Remember to carry your licence with you on opening weekend as rangers will be out ensuring hunters are playing by the rules.
How are the numbers looking?
As part of Fish & Game’s role, game bird populations are monitored annually from a Cessna aircraft during summer and autumn.
Dabbling ducks were counted on the Canterbury Plains and lower reaches of the major river beds in March.
This included areas in the Central South Island and North Canterbury Fish & Game Regions.
The counts encompass the plains area from Amberley in the north to Herbert in the south.
Mallards make up the bulk of the birds counted, but due to difficulties in determining species from the plane, mallard are counted together with grey and shoveler duck and all being classed as dabbling ducks.
For the Canterbury plains, overall, the dabbling duck numbers were a smidgeon below average for the 11 years we have been conducting the survey.
The Canterbury Plains dabbling duck population is stable long term, if not slightly increasing.
At a glance the South Canterbury area of the region looks to be holding good numbers of birds.
Irrigation ponds held the biggest mobs of birds while riverbed braids seemed unattractive in March.
This will all change on Opening Day however as the hunting pressure will disperse birds into all available habitat.

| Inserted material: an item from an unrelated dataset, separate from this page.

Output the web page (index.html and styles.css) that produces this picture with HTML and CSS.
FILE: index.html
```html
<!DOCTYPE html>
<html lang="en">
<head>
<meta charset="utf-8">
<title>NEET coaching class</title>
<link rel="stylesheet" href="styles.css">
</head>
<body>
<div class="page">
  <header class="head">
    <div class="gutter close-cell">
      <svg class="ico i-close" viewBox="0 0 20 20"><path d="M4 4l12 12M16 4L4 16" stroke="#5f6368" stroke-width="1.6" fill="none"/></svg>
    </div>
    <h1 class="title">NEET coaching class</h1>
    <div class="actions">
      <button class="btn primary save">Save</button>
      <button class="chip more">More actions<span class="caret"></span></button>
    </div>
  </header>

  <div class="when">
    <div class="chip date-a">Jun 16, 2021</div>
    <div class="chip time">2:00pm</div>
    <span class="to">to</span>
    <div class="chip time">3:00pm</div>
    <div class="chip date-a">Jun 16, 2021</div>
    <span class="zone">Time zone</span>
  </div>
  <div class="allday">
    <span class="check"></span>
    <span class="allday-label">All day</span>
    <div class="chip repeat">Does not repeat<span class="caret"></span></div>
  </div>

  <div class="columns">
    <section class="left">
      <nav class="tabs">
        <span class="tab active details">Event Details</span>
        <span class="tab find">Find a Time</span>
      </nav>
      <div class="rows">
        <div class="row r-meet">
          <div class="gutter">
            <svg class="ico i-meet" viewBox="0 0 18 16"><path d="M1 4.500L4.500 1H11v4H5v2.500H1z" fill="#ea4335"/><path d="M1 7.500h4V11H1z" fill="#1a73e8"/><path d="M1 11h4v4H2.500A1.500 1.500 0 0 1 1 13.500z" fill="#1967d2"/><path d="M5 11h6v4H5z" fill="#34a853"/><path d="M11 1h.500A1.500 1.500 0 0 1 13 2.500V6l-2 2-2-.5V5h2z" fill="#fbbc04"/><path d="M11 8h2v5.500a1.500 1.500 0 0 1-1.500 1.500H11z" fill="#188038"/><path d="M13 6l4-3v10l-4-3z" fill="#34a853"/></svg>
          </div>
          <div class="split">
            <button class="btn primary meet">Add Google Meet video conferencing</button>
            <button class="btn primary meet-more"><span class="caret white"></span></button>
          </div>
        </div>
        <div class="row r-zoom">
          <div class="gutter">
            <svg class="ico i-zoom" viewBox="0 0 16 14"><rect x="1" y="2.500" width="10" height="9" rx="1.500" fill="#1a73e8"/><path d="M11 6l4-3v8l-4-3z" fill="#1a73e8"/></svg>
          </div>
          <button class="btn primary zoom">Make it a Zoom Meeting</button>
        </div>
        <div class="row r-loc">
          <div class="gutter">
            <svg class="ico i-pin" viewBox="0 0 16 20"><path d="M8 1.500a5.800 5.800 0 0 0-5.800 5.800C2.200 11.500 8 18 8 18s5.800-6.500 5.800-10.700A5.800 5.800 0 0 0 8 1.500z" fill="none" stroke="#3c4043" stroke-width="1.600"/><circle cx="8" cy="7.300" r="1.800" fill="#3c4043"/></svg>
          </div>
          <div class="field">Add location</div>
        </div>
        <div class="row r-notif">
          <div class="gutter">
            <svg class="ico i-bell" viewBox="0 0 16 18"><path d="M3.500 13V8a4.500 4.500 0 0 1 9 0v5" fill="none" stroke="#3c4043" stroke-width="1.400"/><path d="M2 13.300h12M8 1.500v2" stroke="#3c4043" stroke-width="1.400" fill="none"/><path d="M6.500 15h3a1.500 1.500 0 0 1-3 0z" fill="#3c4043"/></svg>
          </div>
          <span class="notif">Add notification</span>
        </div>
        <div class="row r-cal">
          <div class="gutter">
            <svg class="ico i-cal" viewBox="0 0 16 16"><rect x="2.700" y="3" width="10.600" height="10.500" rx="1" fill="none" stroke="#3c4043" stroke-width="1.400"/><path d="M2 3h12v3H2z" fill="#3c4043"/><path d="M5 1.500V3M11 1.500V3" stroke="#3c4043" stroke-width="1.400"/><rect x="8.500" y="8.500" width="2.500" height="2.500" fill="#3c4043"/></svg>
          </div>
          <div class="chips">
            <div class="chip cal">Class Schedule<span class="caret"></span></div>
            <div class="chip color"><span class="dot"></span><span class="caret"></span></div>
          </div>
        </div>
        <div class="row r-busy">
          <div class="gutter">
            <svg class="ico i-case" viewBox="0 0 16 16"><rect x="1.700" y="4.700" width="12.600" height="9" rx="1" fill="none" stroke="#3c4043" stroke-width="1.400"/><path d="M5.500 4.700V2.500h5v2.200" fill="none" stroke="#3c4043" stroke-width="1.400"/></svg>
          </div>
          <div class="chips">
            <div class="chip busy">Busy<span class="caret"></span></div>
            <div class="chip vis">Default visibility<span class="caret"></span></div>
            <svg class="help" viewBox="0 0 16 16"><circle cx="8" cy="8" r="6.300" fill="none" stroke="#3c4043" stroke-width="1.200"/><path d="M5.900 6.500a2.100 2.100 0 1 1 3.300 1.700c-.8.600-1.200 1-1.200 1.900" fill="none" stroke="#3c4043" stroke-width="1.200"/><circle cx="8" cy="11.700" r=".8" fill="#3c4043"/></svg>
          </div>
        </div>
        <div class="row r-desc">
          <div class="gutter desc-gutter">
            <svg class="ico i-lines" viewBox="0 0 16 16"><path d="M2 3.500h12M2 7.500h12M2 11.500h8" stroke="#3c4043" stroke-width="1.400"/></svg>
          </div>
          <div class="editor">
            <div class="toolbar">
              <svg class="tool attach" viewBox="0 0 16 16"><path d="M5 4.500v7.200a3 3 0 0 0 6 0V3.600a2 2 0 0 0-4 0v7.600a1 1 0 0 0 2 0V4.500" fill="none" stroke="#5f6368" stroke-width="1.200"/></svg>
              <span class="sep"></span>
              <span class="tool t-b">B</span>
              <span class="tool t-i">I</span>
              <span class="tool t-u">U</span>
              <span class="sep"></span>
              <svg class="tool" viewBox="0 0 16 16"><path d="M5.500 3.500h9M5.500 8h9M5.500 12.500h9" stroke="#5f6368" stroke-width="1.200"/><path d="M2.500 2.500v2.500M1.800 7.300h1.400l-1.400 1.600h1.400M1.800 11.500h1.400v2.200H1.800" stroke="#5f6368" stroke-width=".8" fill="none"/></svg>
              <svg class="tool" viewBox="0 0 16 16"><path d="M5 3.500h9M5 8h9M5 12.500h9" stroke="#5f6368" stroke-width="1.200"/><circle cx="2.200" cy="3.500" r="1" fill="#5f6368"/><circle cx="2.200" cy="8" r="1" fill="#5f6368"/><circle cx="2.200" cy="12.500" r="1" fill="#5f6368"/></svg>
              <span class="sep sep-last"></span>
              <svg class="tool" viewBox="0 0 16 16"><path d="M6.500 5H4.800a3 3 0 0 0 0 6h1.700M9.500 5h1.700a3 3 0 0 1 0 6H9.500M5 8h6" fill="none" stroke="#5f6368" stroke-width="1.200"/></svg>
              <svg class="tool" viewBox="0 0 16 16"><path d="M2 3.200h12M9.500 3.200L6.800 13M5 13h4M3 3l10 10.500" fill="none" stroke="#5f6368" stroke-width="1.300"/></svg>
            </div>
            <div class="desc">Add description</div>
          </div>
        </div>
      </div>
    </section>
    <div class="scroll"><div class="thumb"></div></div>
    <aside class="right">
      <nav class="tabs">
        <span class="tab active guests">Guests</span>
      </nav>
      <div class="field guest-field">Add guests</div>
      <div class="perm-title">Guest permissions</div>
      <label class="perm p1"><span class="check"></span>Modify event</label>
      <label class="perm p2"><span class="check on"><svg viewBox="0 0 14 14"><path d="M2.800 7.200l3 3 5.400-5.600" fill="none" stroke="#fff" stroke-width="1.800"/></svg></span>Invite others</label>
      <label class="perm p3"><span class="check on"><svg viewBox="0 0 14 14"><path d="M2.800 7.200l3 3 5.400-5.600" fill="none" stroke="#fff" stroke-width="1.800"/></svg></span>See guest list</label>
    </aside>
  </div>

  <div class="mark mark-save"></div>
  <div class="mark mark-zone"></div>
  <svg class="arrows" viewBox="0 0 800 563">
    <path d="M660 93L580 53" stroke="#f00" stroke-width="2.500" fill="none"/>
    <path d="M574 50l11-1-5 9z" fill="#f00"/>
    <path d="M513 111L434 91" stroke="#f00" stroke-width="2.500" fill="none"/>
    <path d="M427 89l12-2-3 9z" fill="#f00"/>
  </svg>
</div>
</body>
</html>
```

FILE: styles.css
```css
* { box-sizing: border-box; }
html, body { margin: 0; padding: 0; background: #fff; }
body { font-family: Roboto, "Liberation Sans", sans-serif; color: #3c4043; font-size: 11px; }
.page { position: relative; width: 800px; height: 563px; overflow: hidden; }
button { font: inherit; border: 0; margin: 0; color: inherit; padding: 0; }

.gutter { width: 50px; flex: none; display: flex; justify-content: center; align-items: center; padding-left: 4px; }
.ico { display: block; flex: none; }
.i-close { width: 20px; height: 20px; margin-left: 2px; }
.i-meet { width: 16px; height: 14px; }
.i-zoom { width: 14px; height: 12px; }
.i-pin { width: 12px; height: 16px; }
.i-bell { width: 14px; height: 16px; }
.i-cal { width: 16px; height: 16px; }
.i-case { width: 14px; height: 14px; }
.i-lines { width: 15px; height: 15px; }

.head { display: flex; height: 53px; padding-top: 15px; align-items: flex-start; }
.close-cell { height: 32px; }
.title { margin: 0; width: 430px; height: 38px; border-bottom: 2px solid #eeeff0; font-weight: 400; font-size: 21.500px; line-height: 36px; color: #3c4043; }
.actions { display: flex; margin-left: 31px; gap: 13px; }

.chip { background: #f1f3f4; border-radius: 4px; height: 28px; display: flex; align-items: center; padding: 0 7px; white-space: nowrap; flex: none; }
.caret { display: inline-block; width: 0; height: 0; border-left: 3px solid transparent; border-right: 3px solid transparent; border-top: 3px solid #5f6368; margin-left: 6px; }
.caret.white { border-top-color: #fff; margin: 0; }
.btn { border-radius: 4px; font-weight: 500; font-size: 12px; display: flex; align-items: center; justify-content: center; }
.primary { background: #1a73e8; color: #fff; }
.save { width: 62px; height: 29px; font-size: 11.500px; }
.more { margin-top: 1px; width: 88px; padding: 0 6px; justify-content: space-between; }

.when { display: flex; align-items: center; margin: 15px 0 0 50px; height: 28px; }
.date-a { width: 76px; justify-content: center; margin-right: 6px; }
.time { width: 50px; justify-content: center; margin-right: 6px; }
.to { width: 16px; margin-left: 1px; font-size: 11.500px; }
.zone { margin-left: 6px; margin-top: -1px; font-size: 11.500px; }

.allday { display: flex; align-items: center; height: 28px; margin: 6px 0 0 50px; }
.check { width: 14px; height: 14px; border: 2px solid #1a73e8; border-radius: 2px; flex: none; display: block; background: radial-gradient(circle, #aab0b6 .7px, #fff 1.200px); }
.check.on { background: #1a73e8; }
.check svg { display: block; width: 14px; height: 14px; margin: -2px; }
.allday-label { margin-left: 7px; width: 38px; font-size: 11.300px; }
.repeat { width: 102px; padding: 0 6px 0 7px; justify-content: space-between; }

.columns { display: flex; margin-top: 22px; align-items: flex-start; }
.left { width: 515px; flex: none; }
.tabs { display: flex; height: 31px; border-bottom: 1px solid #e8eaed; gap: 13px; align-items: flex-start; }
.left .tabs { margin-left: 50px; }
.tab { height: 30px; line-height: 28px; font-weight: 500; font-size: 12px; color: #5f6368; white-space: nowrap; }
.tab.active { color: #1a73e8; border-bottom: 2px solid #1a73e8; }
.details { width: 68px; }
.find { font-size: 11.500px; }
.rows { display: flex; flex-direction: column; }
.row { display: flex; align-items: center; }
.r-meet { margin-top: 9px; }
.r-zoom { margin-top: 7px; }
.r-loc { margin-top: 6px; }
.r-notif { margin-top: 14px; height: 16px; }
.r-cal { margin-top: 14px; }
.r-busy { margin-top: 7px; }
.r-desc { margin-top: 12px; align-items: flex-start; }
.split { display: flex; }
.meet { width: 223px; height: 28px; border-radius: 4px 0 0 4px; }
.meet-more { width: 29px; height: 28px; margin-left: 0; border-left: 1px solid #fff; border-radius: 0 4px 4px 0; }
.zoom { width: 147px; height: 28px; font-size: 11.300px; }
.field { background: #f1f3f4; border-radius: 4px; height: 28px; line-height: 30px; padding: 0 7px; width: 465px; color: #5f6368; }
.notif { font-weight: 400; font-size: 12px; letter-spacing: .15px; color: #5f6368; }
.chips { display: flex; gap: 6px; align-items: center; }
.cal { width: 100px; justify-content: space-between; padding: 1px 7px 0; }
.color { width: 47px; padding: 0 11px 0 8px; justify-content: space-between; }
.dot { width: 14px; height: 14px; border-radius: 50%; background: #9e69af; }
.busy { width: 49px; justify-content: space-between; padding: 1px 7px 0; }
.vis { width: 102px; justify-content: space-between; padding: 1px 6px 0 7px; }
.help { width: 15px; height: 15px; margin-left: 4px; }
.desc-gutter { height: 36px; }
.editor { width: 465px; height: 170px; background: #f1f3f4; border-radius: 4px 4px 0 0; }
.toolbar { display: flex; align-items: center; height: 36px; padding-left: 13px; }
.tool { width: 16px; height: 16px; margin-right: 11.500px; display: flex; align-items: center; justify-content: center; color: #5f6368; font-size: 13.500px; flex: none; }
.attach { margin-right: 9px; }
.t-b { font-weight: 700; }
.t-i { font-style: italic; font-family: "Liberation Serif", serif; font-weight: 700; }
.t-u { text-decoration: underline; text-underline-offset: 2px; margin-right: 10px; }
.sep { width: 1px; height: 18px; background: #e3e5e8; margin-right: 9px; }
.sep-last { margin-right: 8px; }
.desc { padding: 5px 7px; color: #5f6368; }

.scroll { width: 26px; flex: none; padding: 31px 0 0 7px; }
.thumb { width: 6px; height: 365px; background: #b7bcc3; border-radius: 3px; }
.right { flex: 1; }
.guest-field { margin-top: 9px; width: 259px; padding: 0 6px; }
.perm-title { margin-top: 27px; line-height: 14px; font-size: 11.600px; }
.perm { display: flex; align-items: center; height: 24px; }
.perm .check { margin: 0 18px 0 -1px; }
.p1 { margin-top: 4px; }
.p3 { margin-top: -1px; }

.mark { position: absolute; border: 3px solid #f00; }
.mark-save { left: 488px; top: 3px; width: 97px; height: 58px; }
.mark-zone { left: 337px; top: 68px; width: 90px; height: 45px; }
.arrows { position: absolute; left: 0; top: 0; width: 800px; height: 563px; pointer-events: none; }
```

After mallard duck, parries are the second most harvested waterfowl in the Central South Island Region, with others like shoveler and swan rarely making the hunter's bag on opening.

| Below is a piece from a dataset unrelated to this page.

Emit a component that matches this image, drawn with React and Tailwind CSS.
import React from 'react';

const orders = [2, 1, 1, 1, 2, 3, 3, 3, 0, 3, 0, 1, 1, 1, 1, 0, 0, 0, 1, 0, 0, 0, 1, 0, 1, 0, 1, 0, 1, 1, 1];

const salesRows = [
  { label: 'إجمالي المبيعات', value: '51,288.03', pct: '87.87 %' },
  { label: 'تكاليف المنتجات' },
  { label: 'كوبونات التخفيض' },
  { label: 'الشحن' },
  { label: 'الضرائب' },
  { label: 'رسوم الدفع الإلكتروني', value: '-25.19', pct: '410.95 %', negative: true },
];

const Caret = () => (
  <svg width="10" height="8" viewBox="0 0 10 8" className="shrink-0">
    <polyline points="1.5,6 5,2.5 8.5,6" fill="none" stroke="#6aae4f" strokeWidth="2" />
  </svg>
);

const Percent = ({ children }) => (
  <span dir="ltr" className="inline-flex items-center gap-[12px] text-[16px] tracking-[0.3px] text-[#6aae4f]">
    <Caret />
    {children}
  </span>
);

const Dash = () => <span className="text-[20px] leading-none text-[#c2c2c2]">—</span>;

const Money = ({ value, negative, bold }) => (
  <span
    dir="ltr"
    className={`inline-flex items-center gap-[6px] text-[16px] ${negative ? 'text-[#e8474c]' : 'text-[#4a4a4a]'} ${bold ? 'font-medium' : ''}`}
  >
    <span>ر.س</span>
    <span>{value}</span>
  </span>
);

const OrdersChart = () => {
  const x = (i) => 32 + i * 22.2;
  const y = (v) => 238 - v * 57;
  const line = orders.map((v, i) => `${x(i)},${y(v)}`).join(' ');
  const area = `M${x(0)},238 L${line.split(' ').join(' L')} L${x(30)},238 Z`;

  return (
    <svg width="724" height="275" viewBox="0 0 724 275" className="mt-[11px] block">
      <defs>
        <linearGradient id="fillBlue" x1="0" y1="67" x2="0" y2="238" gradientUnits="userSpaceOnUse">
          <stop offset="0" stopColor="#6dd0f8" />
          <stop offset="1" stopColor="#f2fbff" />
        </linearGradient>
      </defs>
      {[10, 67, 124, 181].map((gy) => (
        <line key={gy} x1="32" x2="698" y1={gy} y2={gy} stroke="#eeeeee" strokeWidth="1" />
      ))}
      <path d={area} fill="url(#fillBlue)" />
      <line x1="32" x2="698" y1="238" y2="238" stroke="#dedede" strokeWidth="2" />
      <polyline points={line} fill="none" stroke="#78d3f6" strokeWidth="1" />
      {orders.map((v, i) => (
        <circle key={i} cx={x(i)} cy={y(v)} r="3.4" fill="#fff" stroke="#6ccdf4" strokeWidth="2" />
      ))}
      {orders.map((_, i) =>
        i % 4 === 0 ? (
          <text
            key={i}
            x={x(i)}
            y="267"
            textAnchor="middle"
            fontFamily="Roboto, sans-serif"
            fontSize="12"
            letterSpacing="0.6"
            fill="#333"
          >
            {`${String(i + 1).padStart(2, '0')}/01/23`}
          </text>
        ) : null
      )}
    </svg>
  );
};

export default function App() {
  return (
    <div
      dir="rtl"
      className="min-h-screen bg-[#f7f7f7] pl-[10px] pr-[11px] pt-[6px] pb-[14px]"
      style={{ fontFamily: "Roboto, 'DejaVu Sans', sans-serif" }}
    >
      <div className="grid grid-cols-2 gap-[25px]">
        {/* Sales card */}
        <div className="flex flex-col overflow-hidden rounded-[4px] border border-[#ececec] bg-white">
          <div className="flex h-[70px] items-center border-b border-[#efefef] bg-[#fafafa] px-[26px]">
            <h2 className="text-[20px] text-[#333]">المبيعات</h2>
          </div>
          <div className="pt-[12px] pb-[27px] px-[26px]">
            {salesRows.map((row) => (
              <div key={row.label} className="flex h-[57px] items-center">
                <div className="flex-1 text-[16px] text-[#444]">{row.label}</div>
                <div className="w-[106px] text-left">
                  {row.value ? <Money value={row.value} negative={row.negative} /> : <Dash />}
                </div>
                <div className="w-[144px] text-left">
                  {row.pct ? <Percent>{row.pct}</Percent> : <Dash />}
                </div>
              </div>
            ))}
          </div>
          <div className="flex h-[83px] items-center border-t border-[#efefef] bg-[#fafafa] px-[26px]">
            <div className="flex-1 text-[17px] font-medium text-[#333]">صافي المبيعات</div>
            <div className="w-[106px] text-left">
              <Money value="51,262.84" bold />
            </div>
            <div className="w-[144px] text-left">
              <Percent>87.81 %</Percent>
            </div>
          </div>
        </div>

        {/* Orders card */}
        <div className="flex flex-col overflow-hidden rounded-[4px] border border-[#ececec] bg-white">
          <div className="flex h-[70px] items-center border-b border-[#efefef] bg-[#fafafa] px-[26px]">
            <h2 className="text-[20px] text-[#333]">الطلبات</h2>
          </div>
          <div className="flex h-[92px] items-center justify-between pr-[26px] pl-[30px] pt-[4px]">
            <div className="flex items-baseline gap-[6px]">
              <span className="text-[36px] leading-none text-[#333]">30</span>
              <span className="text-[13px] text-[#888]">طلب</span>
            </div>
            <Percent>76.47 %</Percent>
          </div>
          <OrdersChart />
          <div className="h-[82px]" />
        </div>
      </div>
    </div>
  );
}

Paradise shelduck are counted in February, at this time of year parries congregate to moult feathers at water bodies that they use annually.
The 2017 parrie counts were healthy with similar numbers counted in 2017 region-wide to 2016.
There was however a decrease at Wainono which is the region's parrie moulting stronghold.
Over the last 20 years the count at Wainono fluctuates between around 2,000 and 7,800 bird.
For 2017 the Wainono count was approximately 3,400.
Business as usual
The Central South Island hunting regulations are set to maximise opportunities for the licenceholder to harvest game birds, while still maintaining a healthy breeding population.
Left: Calling birds on sunrise, opening 2016.
Although game bird populations have been shown to fluctuate from year to year, our long term monitoring shows that our populations are relatively stable along with our harvest.
For this reason the CSI hunting regulations remain unchanged for the 2017 season.
Opening Day for 2017 is Saturday May 6, 6.45am. To brush up on all the game bird regulations for CSI click here.
Ever wondered if a chef could cook your duck better than you or your spouse?
Well, wonder no more.
This season select a couple of your best birds, pluck 'em, gut 'em and drop them off at a local restaurant a day in advance and let the chef work some magic.
What we are talking about here is the Game Bird Food Festival. Luckily even ‘bad shots’ get to try some delicious recipes as prepared bird dishes are on offer too.
Click here to check out the festival pages to find out which restaurants are participating near you.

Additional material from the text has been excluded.